It is easy to see that \(\overline{A}\) is an associative algebra over \( \mathbb {K}\) with a unity \(1_{\overline{A}}=\sum _{i\in V}e_{ii}.\)

By a poset property we see that if \(e_{ij},e_{kl}\in A\) then \( e_{ij}e_{kl}\in A\) so that \(A\) is a subalgebra of \(\overline{A}\) (and \( 1_{A}=1_{\overline{A}}\)).

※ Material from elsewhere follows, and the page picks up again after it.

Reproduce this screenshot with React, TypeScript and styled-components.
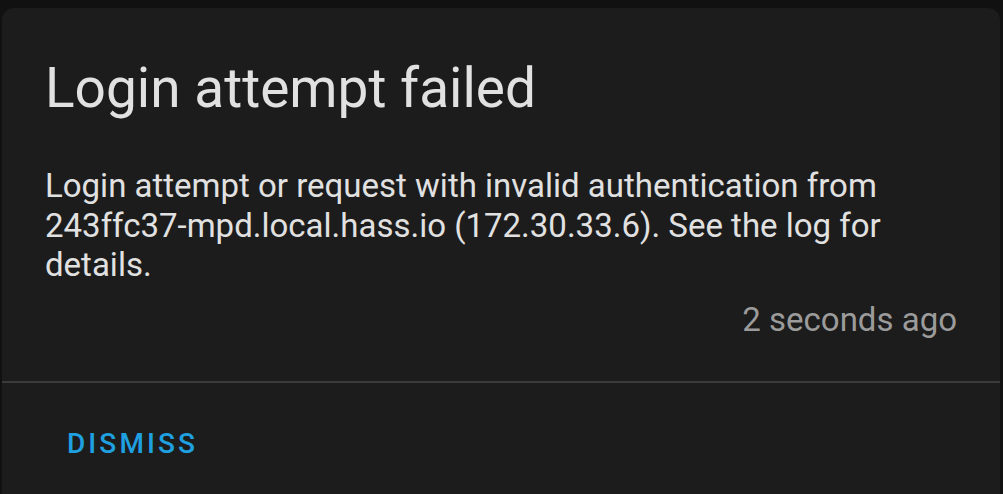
import React from "react";
import styled, { createGlobalStyle } from "styled-components";

const Global = createGlobalStyle`
  html, body { margin: 0; padding: 0; background: #111111; }
  body { font-family: Roboto, "Noto Sans", sans-serif; overflow: hidden; }
`;

const Page = styled.div`
  padding: 8px 3px 0 2px;
  height: 494px;
  box-sizing: border-box;
`;

const Card = styled.div`
  background: #1c1c1c;
  border-radius: 12px 12px 0 0;
  height: 100%;
  display: flex;
  flex-direction: column;
`;

const Header = styled.h1`
  margin: 0;
  padding: 45px 43px 0;
  font-size: 55px;
  font-weight: 400;
  line-height: 70px;
  color: #e1e1e1;
`;

const Content = styled.div`
  padding: 43px 43px 0;
  color: #e1e1e1;
  font-size: 33px;
  line-height: 39.5px;
`;

const Time = styled.div`
  padding: 15px 43px 0;
  text-align: right;
  color: #9b9b9b;
  font-size: 33px;
  line-height: 40px;
`;

const Divider = styled.div`
  margin-top: 41px;
  height: 2px;
  background: #3a3a3a;
`;

const Actions = styled.div`
  padding: 44px 0 0 65px;
`;

const Button = styled.button`
  background: none;
  border: none;
  padding: 0;
  font-family: inherit;
  font-size: 28px;
  line-height: normal;
  font-weight: 500;
  letter-spacing: 0.11em;
  color: #1fa0e0;
  text-transform: uppercase;
  cursor: pointer;
`;

export default function App() {
  return (
    <>
      <Global />
      <Page>
        <Card>
          <Header>Login attempt failed</Header>
          <Content>
            Login attempt or request with invalid authentication from
            243ffc37-mpd.local.hass.io (172.30.33.6). See the log for details.
          </Content>
          <Time>2 seconds ago</Time>
          <Divider />
          <Actions>
            <Button>Dismiss</Button>
          </Actions>
        </Card>
      </Page>
    </>
  );
}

Hence, the Hochschild cochain complex \(C^{*}(A, \overline{A})\) is well defined as in Sect. 2.

On the other hand, we have a cochain complex \(\Omega ^{*}\) of the poset \( V\) as defined in Sect. 3, and a cochain complex \(\widetilde{ \Omega }^{*}\) of the self-product \(\widetilde{V}\) of \(V\) as defined in Sect. 4.

Lemma 5.1

The cochain complexes \(C^{*}(A,\overline{A})\) and \( \widetilde{\Omega }^{*}\) are isomorphic.

Proof

For any function \(f\in C^{n}(\overline{A},\overline{A})\) set

$$\begin{aligned} f_{i_{1}j_{1}i_{2}j_{2} \ldots i_{n}j_{n}}=f\left( e_{i_{1}j_{1}}, \ldots ,e_{i_{n}j_{n}}\right) \end{aligned}$$

for all \(i_{k},j_{k}\in V\). Since \(f\) takes values in \(\overline{A}\), \( f_{i_{1}j_{1}i_{2}j_{2} \ldots i_{n}j_{n}}\) is linear combination of the terms \( e_{ij}\) as follows:

$$\begin{aligned} f_{i_{1}j_{1}i_{2}j_{2} \ldots i_{n}j_{n}}=\sum _{i,j\in V}f_{i_{1}j_{1}i_{2}j_{2} \ldots i_{n}j_{n}}^{ij}e_{ij} \end{aligned}$$

with the coefficients \(f_{i_{1}j_{1}i_{2}j_{2} \ldots i_{n}j_{n}}^{ij}\in \mathbb { K}\). It follows that, for all \(a_{1}, \ldots ,a_{n}\in A\),

$$\begin{aligned} f\left( a_{1}, \ldots ,a_{n}\right) =\sum f_{i_{1}j_{1} \ldots i_{n}j_{n}}^{ij}a_{1}^{i_{1}j_{1}} \ldots a_{n}^{i_{n}j_{n}}e_{ij} \end{aligned}$$

where the summation is performed over all \(i,j,i_{k},j_{k}\in V\).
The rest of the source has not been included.